Direkt zum Verkaufsstart am Dienstag hatte der Weihnachtsmarkt-Veranstalter, die Essen Marketing Gesellschaft (EMG) 250 Farbkopien erstellt – darauf ein Bild der Berliner Gedächtniskirche mit der Zeile: „Unsere Gedanken sind in Berlin“. Im Lauf des Vormittags, so die Idee, sollen alle Verkäufer dieses Bild an ihre Stände heften.
Der Platz füllt sich nur langsam
„Man kann nur an Gott glauben und hoffen, dass es gutgeht“, sagt Elisabeth Gross, die an ihrem Stand mitten auf dem Kennedyplatz traditionelle Weihnachtsfiguren aus dem Erzgebirge verkauft. „Nur der Glauben hilft gegen die Angst.“ Der Kennedyplatz füllt sich an diesem Vormittag nur langsam. Wenige Gruppen schlendern durch die Gänge.

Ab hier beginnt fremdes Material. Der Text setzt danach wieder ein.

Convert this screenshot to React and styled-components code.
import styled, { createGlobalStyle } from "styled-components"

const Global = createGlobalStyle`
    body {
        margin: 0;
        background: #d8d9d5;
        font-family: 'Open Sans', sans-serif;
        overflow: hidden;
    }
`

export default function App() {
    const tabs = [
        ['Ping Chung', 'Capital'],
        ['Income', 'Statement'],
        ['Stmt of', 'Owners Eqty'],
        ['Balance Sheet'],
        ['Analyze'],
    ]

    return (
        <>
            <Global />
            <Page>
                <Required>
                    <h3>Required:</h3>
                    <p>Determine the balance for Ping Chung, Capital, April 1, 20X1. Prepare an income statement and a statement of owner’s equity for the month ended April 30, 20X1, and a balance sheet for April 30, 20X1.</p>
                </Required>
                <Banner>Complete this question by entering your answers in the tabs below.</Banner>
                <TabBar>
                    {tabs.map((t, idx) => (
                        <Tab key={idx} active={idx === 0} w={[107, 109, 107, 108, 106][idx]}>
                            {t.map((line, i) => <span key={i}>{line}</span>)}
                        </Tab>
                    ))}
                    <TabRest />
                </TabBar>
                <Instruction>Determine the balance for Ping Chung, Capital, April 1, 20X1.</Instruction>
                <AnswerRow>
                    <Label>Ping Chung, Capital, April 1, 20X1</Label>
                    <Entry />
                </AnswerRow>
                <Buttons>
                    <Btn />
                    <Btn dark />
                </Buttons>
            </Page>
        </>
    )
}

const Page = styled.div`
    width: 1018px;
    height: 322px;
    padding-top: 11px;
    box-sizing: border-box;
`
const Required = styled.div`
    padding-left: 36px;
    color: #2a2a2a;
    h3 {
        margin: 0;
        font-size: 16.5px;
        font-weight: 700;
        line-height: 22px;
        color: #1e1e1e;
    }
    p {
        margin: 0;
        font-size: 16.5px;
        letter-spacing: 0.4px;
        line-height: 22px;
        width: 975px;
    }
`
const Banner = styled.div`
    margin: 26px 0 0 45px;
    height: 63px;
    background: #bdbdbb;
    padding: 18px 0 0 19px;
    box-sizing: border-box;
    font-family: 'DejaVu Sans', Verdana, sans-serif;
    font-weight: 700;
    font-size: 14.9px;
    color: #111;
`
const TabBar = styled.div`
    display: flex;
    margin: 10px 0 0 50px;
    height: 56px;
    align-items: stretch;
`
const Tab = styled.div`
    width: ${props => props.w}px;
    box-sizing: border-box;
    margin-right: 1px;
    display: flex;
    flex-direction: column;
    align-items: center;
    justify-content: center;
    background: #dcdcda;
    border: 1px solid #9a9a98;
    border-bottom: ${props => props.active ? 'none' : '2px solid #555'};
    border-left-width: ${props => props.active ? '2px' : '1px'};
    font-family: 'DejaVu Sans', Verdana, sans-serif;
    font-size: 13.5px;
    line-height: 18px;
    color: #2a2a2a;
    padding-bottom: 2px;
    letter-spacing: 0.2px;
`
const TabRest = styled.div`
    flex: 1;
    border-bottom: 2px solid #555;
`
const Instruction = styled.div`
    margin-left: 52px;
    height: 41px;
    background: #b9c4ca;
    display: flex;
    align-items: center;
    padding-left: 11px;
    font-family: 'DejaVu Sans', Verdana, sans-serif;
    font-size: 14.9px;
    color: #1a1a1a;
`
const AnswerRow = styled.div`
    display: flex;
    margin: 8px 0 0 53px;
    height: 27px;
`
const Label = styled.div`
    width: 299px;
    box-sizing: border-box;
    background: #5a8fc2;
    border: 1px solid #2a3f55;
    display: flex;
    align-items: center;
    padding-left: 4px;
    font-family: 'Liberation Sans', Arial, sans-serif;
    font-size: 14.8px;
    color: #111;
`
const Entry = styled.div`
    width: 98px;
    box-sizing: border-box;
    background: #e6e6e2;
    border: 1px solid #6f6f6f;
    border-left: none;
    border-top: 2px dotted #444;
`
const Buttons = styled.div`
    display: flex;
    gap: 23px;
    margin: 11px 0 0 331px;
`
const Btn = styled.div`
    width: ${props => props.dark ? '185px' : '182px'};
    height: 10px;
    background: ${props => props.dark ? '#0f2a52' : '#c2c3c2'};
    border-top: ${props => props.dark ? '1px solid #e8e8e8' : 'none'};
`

Schauplatzwechsel: An vorderster Front auf dem Willy-Brandt-Platz liegt der Imbiss-Stand von Emine Sonkaya und ihrer Kollegin Alene Arayan. Sie schauen direkt auf den Autoverkehr, die Holle- und Hachestraße, die Unterführung, in der die Wagen von Süden aus kommen. Der Willy-Brandt-Platz liegt so gesehen ungeschützt, Poller gibt es nicht, jedes Auto könnte theoretisch direkt in den Grill der beiden Damen rauschen. „Ich hab’ schon ziemliche Angst“, gibt Alene Arayan zu. „Bislang war das nicht so, aber seit gestern Abend ist das anders.“ Emine Sonkaya widerspricht: „Man darf keine Angst haben. Das bringt nichts.“
Einige Schulklassen sind an diesem Morgen unterwegs. Den Ausflug absagen? „Nein“, sagt eine Lehrerin, die ihre Schüler begleitet, in einer Mischung aus Trotz und Selbstbewusstsein. Vielleicht ist das die richtige Einstellung an diesem Tag.

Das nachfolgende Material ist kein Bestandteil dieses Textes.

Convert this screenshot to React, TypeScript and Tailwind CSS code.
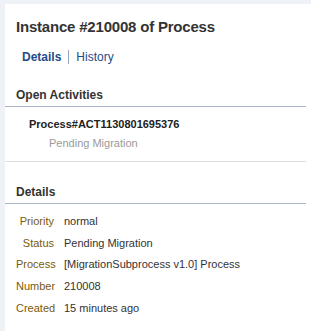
import React from "react";

const rows: [string, string][] = [
  ["Priority", "normal"],
  ["Status", "Pending Migration"],
  ["Process", "[MigrationSubprocess v1.0] Process"],
  ["Number", "210008"],
  ["Created", "15 minutes ago"],
];

export default function App() {
  return (
    <div
      className="min-h-[331px] w-full bg-[#eef2f6] pl-[5px] pt-[4px]"
      style={{ fontFamily: '"Liberation Sans", Arial, sans-serif' }}
    >
      <div className="min-h-[327px] bg-white pb-4 text-[#333]">
        <div className="pr-[5px]">
          {/* header */}
          <h1 className="pl-[11px] pt-[13px] text-[15px] font-bold leading-[20px] tracking-[-0.2px] text-[#333]">
            Instance #210008 of Process
          </h1>
          <div className="mt-[12px] flex h-[16px] items-center pl-[17px] text-[12px] leading-[16px]">
            <span className="font-bold text-[#1f4b8a]">Details</span>
            <span className="mx-[7px] h-[14px] w-px bg-[#9aa6b6]" />
            <span className="text-[#1f4b8a]">History</span>
          </div>

          {/* open activities */}
          <h2 className="mt-[22px] pl-[11px] text-[12px] font-bold leading-[16px]">
            Open Activities
          </h2>
          <div className="mt-[3px] h-px bg-[#a8b5c8]" />
          <div className="pt-[10px] pb-[11px]">
            <div className="pl-[24px] text-[11px] font-bold leading-[14px] text-[#222]">
              Process#ACT1130801695376
            </div>
            <div className="mt-[5px] pl-[44px] text-[11px] leading-[14px] text-[#9a9a9a]">
              Pending Migration
            </div>
          </div>
          <div className="h-px bg-[#dedede]" />

          {/* details */}
          <h2 className="mt-[22px] pl-[11px] text-[12px] font-bold leading-[16px]">
            Details
          </h2>
          <div className="mt-[3px] h-px bg-[#a8b5c8]" />
          <div className="mt-[6px] pl-[11px]">
            {rows.map(([label, value]) => (
              <div key={label} className="flex h-[21.75px] items-center text-[11px] leading-[14px]">
                <span className="w-[38px] text-right text-[#7a5a0c]">{label}</span>
                <span className="ml-[10px] text-[#333]">{value}</span>
              </div>
            ))}
          </div>
        </div>
      </div>
    </div>
  );
}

Einzelhandelsverband hofft, dass Kunden sich nicht vom Besuch der Innenstadt abhalten lassen
Marc Heistermann, Hauptgeschäftsführer des Einzelhandelsverbandes, hofft, dass sich die Essener nicht von einem Besuch des Weihnachtsmarktes und der Innenstadt abhalten lassen. "Wenn jeder zu Hause bleibt, dann würde das bedeuten, dass die Terroristen ihr Ziel erreicht haben", sagte er.
Er könne verstehen, wenn Menschen jetzt mit einem mulmigen Gefühl in der Innenstadt unterwegs seien. Wichtig sei vor allem, dass alle wachsam blieben." Jeder sollte die Augen offen halten.